How do payday loans work?

To qualify for one of these loans, you have to have a job, an active bank account and a permanent address. There is no credit check. You sign the loan agreement and leave a cheque to cover the amount of the loan and all fees and service charges. The cheque is dated for your next payday.

The loan agreement will state that you understand all the terms and conditions of the loan. And that you understand how much the loan will cost you.

The terms and conditions usually include items such as:

  • The amount of the loan and the date it must be paid back.
  • Up-front or first-time charges added to the amount of the loan.
  • Service fees and charges.
  • Repayment options.
  • Charges for early or late repayment.

How much do payday loans cost?

They are the most expensive legal way to borrow money.

The cost will vary from outlet to outlet, but you can usually expect to face charges including:

  • Interest.
  • Administration fee.
  • Processing fee.
  • Convenience charges.
  • Verification fee.
  • Broker's fee.
  • Collection fees.
  • Early repayment fee.
  • Late repayment fee.
  • Initial or one-time set-up fee.
  • Rollover fee.

Typically, you can expect to pay up to $100 in interest and fees for a $300 payday loan. The Financial Consumer Agency of Canada says that amounts to an effective annual interest rate of 435 per cent on a 14-day loan.

The agency says getting a cash advance on a credit card - while still very expensive - is a comparative bargain at an effective annual interest rate of 36 per cent. Better still, is an overdraft on your bank account, which works out to about 21 per cent. The effective rate of borrowing from a line of credit for two weeks would be a relatively meagre 10 per cent.

The benefit of a payday loan is that the customer does not have to seek credit approval.

Isn't there a limit on how much interest I have to pay on a loan?

Yes. The Criminal Code of Canada says if a lender charges more than 60 per cent annual interest on a loan that lender is committing a criminal act that could lead to a prison term of up to five years.

Payday loan companies typically charge a rate of interest that works out to slightly less than 60 per cent a year. However, all the added fees make the total cost of borrowing much higher. The criminal code so far has not addressed those fees.

Another problem is that interest rates have always fallen under federal jurisdiction. But consumer protection has been a provincial responsibility. That has left payday loan companies largely unregulated across the country. Only Quebec has provincial legislation preventing the firms from operating.

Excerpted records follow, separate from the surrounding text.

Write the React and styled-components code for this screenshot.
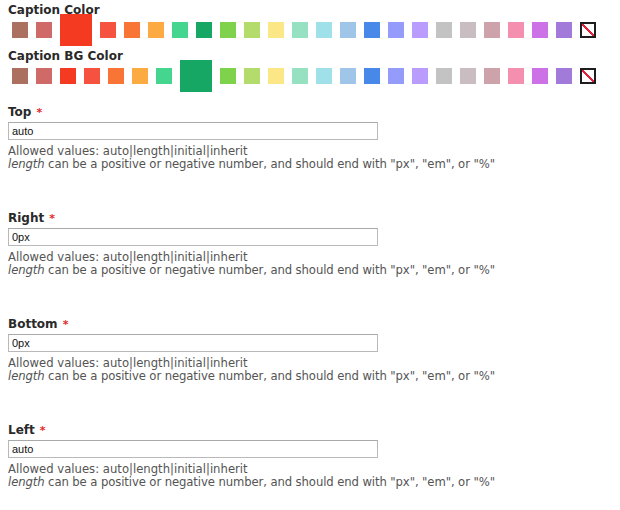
import React from "react";
import styled, { createGlobalStyle } from "styled-components";

const Global = createGlobalStyle`
  html, body { margin: 0; padding: 0; background: #fff; }
  body { font-family: "DejaVu Sans", sans-serif; }
`;

const Page = styled.div`
  display: flex;
  flex-direction: column;
  padding: 1px 8px 0 8px;
  width: 604px;
`;

const Section = styled.div`
  margin-bottom: 6px;
`;

const Label = styled.div`
  font-family: "DejaVu Sans", sans-serif;
  font-weight: bold;
  font-size: 12px;
  line-height: 18px;
  color: #2a2a2a;
`;

const SwatchRow = styled.div`
  display: flex;
  align-items: center;
  height: 22px;
`;

const Swatch = styled.span`
  flex: none;
  display: block;
  width: ${(p) => (p.$big ? 32 : 16)}px;
  height: ${(p) => (p.$big ? 32 : 16)}px;
  margin: 0 4px;
  background: ${(p) => p.$color};
`;

const NoneSwatch = styled.span`
  flex: none;
  display: block;
  width: 16px;
  height: 16px;
  margin: 0 4px;
  box-sizing: border-box;
  border: 2px solid #1d1d1d;
  background: linear-gradient(
    to top right,
    #fff calc(50% - 0.8px),
    #e0203a calc(50% - 0.8px),
    #e0203a calc(50% + 0.8px),
    #fff calc(50% + 0.8px)
  );
`;

const Field = styled.div`
  margin-top: ${(p) => (p.$first ? 10 : 0)}px;
  margin-bottom: 38px;
`;

const FieldLabel = styled.label`
  display: block;
  height: 18px;
  font-family: "DejaVu Sans", sans-serif;
  font-weight: bold;
  font-size: 12px;
  line-height: 18px;
  color: #2a2a2a;
  margin-bottom: 1px;
`;

const Required = styled.span`
  color: #e32a2a;
  font-size: 11px;
  line-height: 1;
  margin-left: 5px;
`;

const Input = styled.input`
  display: block;
  box-sizing: border-box;
  width: 370px;
  height: 18px;
  margin: 0;
  padding: 0 3px;
  border: 1px solid #b9b9b9;
  border-top-color: #a9a9a9;
  background: #fff;
  font-family: "Liberation Sans", Arial, sans-serif;
  font-size: 11px;
  color: #111;
  outline: none;
`;

const Help = styled.div`
  margin-top: 5px;
  font-family: "DejaVu Sans", sans-serif;
  font-size: 11.65px;
  line-height: 13px;
  color: #545454;
`;

const HelpLine = styled.div`
  height: 13px;
  letter-spacing: ${(p) => (p.$tight ? "-0.1px" : "0")};
`;

const captionColors = [
  "#ac7060", "#cf6a68", "#f53a22", "#f5533f", "#f97536", "#fcab43",
  "#44d58f", "#16a764", "#7fd24b", "#b4dc6c", "#fbe785", "#95e1c1",
  "#a0e1e9", "#9fc5e9", "#4888e8", "#959bfa", "#b99cfb", "#c3c3c3",
  "#cabdc1", "#cda2aa", "#f58fb0", "#cd71e6", "#a27ad9",
];

const fields = [
  { name: "Top", value: "auto" },
  { name: "Right", value: "0px" },
  { name: "Bottom", value: "0px" },
  { name: "Left", value: "auto" },
];

function Palette({ selected }) {
  return (
    <SwatchRow>
      {captionColors.map((c, i) => (
        <Swatch key={i} $color={c} $big={i === selected} />
      ))}
      <NoneSwatch />
    </SwatchRow>
  );
}

export default function App() {
  return (
    <>
      <Global />
      <Page>
        <Section>
          <Label>Caption Color</Label>
          <Palette selected={2} />
        </Section>
        <Section>
          <Label>Caption BG Color</Label>
          <Palette selected={7} />
        </Section>
        {fields.map((f, i) => (
          <Field key={f.name} $first={i === 0}>
            <FieldLabel>
              {f.name}
              <Required>*</Required>
            </FieldLabel>
            <Input defaultValue={f.value} />
            <Help>
              <HelpLine>Allowed values: auto|length|initial|inherit</HelpLine>
              <HelpLine $tight>
                <i>length</i> can be a positive or negative number, and should end with "px", "em", or "%"
              </HelpLine>
            </Help>
          </Field>
        ))}
      </Page>
    </>
  );
}
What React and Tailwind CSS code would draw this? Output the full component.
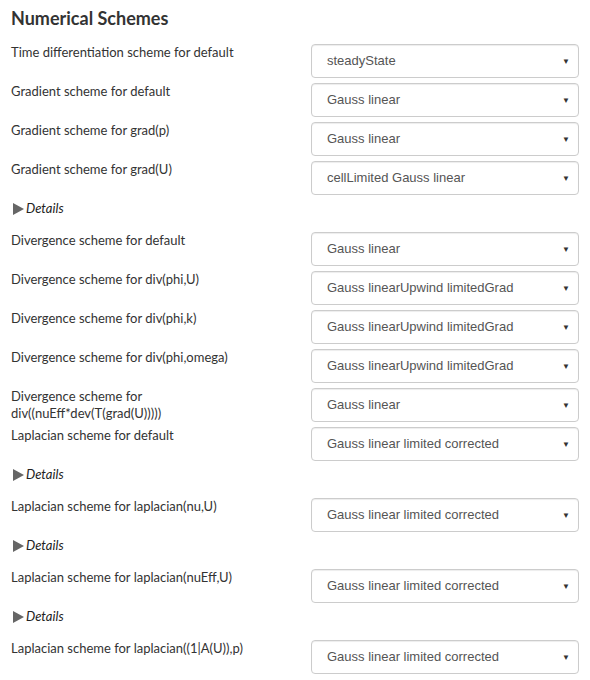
const rows = [
  { label: 'Time differentiation scheme for default', value: 'steadyState' },
  { label: 'Gradient scheme for default', value: 'Gauss linear' },
  { label: 'Gradient scheme for grad(p)', value: 'Gauss linear' },
  { label: 'Gradient scheme for grad(U)', value: 'cellLimited Gauss linear' },
  { details: true },
  { label: 'Divergence scheme for default', value: 'Gauss linear' },
  { label: 'Divergence scheme for div(phi,U)', value: 'Gauss linearUpwind limitedGrad' },
  { label: 'Divergence scheme for div(phi,k)', value: 'Gauss linearUpwind limitedGrad' },
  { label: 'Divergence scheme for div(phi,omega)', value: 'Gauss linearUpwind limitedGrad' },
  { label: 'Divergence scheme for div((nuEff*dev(T(grad(U)))))', value: 'Gauss linear' },
  { label: 'Laplacian scheme for default', value: 'Gauss linear limited corrected' },
  { details: true },
  { label: 'Laplacian scheme for laplacian(nu,U)', value: 'Gauss linear limited corrected' },
  { details: true },
  { label: 'Laplacian scheme for laplacian(nuEff,U)', value: 'Gauss linear limited corrected' },
  { details: true },
  { label: 'Laplacian scheme for laplacian((1|A(U)),p)', value: 'Gauss linear limited corrected' },
];

function Details() {
  return (
    <div className="flex items-center h-[17px] mb-[15px] pl-[13px] text-[13px] leading-[17px] italic text-[#222]">
      <svg width="12" height="12" viewBox="0 0 12 12" className="mr-[1px]">
        <path d="M0 0 L11 6 L0 12 Z" fill="#666" />
      </svg>
      Details
    </div>
  );
}

function Row({ label, value }) {
  return (
    <div className="flex mb-[5px]">
      <div className="w-[311px] h-[34px] pl-[11px] pr-[30px] text-[13px] leading-[17px] text-[#333]">{label}</div>
      <div className="relative w-[268px] h-[34px] rounded-[4px] border border-[#ccc] bg-white shadow-[inset_0_1px_1px_rgba(0,0,0,0.075)] flex items-center pl-[15px] text-[13px] text-[#555] font-['Liberation_Sans',Arial,sans-serif]">
        {value}
        <span className="absolute right-[8px] top-[11px] text-[8px] text-[#333]">▼</span>
      </div>
    </div>
  );
}

export default function App() {
  return (
    <div className="w-[590px] h-[680px] bg-white font-['Lato',sans-serif] overflow-hidden">
      <h2 className="pl-[11px] pt-[7px] pb-[15px] text-[18px] leading-[22px] font-bold text-[#333]">
        Numerical Schemes
      </h2>
      {rows.map((r, i) => (r.details ? <Details key={i} /> : <Row key={i} {...r} />))}
    </div>
  );
}
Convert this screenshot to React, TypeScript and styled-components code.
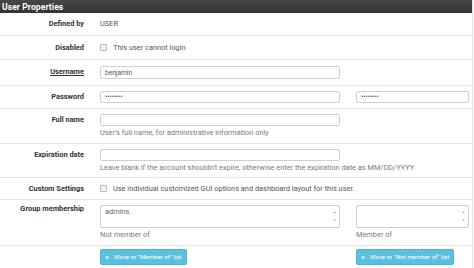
import styled, { createGlobalStyle } from "styled-components";

const GlobalStyle = createGlobalStyle`
  html, body {
    margin: 0;
    padding: 0;
    background: #fff;
  }
  body {
    font-family: Roboto, "Liberation Sans", sans-serif;
    font-size: 7.4px;
    color: #333;
  }
`;

const Panel = styled.div`
  width: 472px;
  height: 268px;
  overflow: hidden;
  border-right: 1px solid #e3e3e3;
`;

const Heading = styled.h2`
  margin: 0;
  height: 13px;
  padding: 0 2px;
  display: flex;
  align-items: center;
  background: linear-gradient(#474747, #343434);
  color: #fff;
  font-size: 8.5px;
  font-weight: 700;
  letter-spacing: 0.1px;
`;

const Row = styled.div<{ $pad?: string }>`
  display: grid;
  grid-template-columns: 84px 240px 113px;
  column-gap: 16px;
  align-items: start;
  padding: ${(p) => p.$pad ?? "5px"} 0;
  border-bottom: 1px solid #e6e6e6;
`;

const Label = styled.label<{ $top?: boolean; $underline?: boolean }>`
  text-align: right;
  font-weight: 700;
  color: #333;
  white-space: nowrap;
  line-height: ${(p) => (p.$top ? "10px" : "12px")};
  margin-top: ${(p) => (p.$top ? "-1px" : "0")};
  text-decoration: ${(p) => (p.$underline ? "underline" : "none")};
  text-underline-offset: 1px;
`;

const Value = styled.div`
  grid-column: span 2;
  line-height: 12px;
  color: #555;
`;

const Field = styled.div<{ $wide?: boolean }>`
  display: flex;
  flex-direction: column;
  gap: 2px;
  grid-column: ${(p) => (p.$wide ? "span 2" : "auto")};
`;

const Input = styled.input<{ $tall?: boolean; $narrow?: boolean }>`
  box-sizing: border-box;
  width: ${(p) => (p.$narrow ? "113px" : "240px")};
  height: ${(p) => (p.$tall ? "13px" : "12px")};
  border: 1px solid #cfcfcf;
  border-radius: 2px;
  padding: 0 4px;
  font-family: Roboto, "Liberation Sans", sans-serif;
  font-size: 6.6px;
  color: #555;
  background: #fff;
  outline: none;
`;

const Help = styled.div`
  white-space: nowrap;
  color: #7a7a7a;
  line-height: 10px;
`;

const CheckLine = styled.label`
  grid-column: span 2;
  display: flex;
  align-items: center;
  gap: 6px;
  line-height: 12px;
  color: #555;
  white-space: nowrap;
`;

const Box = styled.span`
  width: 5px;
  height: 5px;
  border: 1px solid #bdbdbd;
  border-radius: 1px;
  background: #f1f1f1;
`;

const Select = styled.div`
  box-sizing: border-box;
  position: relative;
  height: 23px;
  border: 1px solid #cfcfcf;
  border-radius: 2px;
  padding: 1px 4px;
  color: #666;
  line-height: 9px;
`;

const Arrow = styled.span<{ $down?: boolean }>`
  position: absolute;
  right: 3px;
  top: ${(p) => (p.$down ? "auto" : "2px")};
  bottom: ${(p) => (p.$down ? "2px" : "auto")};
  font-size: 3px;
  color: #888;
`;

const Button = styled.button`
  display: flex;
  align-items: center;
  gap: 5px;
  height: 16px;
  width: fit-content;
  padding: 0 4px;
  border: 1px solid #4ab6d6;
  border-radius: 2px;
  background: #5bc0de;
  color: #fff;
  font-family: Roboto, "Liberation Sans", sans-serif;
  font-size: 6.2px;
  white-space: nowrap;
`;

const Chevron = styled.span`
  font-weight: 700;
  font-size: 8px;
  line-height: 1;
`;

const Empty = styled.div``;

export default function App() {
  return (
    <>
      <GlobalStyle />
      <Panel>
        <Heading>User Properties</Heading>
        <Row>
          <Label>Defined by</Label>
          <Value>USER</Value>
        </Row>
        <Row $pad="5.5px">
          <Label>Disabled</Label>
          <CheckLine>
            <Box />
            This user cannot login
          </CheckLine>
        </Row>
        <Row $pad="6px">
          <Label $underline>Username</Label>
          <Input $tall defaultValue="benjamin" />
        </Row>
        <Row>
          <Label>Password</Label>
          <Input type="password" defaultValue="password" />
          <Input $narrow type="password" defaultValue="password" />
        </Row>
        <Row>
          <Label>Full name</Label>
          <Field $wide>
            <Input />
            <Help>User's full name, for administrative information only</Help>
          </Field>
        </Row>
        <Row $pad="4.5px">
          <Label>Expiration date</Label>
          <Field $wide>
            <Input />
            <Help>
              Leave blank if the account shouldn't expire, otherwise enter the
              expiration date as MM/DD/YYYY
            </Help>
          </Field>
        </Row>
        <Row $pad="4.5px">
          <Label>Custom Settings</Label>
          <CheckLine>
            <Box />
            Use individual customized GUI options and dashboard layout for this
            user.
          </CheckLine>
        </Row>
        <Row>
          <Label $top>Group membership</Label>
          <Field>
            <Select>
              admins
              <Arrow>▲</Arrow>
              <Arrow $down>▼</Arrow>
            </Select>
            <Help>Not member of</Help>
          </Field>
          <Field>
            <Select>
              <Arrow>▲</Arrow>
              <Arrow $down>▼</Arrow>
            </Select>
            <Help>Member of</Help>
          </Field>
        </Row>
        <Row $pad="3px">
          <Empty />
          <Button>
            <Chevron>»</Chevron>
            Move to "Member of" list
          </Button>
          <Button>
            <Chevron>«</Chevron>
            Move to "Not member of" list
          </Button>
        </Row>
      </Panel>
    </>
  );
}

Under proposed federal legislation, the Criminal Code will be amended to allow the provinces to set short-term interest rates for payday loan companies.

What is the industry's stand on regulating payday loan companies?

The Canadian Payday Loan Association has been calling for regulations for some time. It represents 22 companies with more than 850 retail outlets across the country. The association has set up a Code of Best Business Practices that its members must adhere to in order to remain a member of the association.

Among the code's provisions is a ban on "rollovers." That prevents a member company from extending an outstanding payday loan for a fee or from granting a new payday loan to pay off an existing one. Critics of the industry cite rollover loans as one way some companies keep people in debt at high rates for the long term.

The code also requires member companies to advise customers who have defaulted on their loans twice within a year that credit counselling services are available. The companies must also offer to forgo the accrual of interest if the customer seeks credit counselling.

The industry says most people who use payday loan companies are happy with the service and that they understand the charges they are paying. A survey conducted for the association by Environics Research found that, overall, only 11 per cent of Canadians have a favourable opinion of payday loan companies. But 59 per cent of people who used the companies have a favourable opinion.

Why legislate if there is a code of behaviour?

The code is voluntary - and there are many payday loan outlets that are not members of the Canadian Payday Loan Association.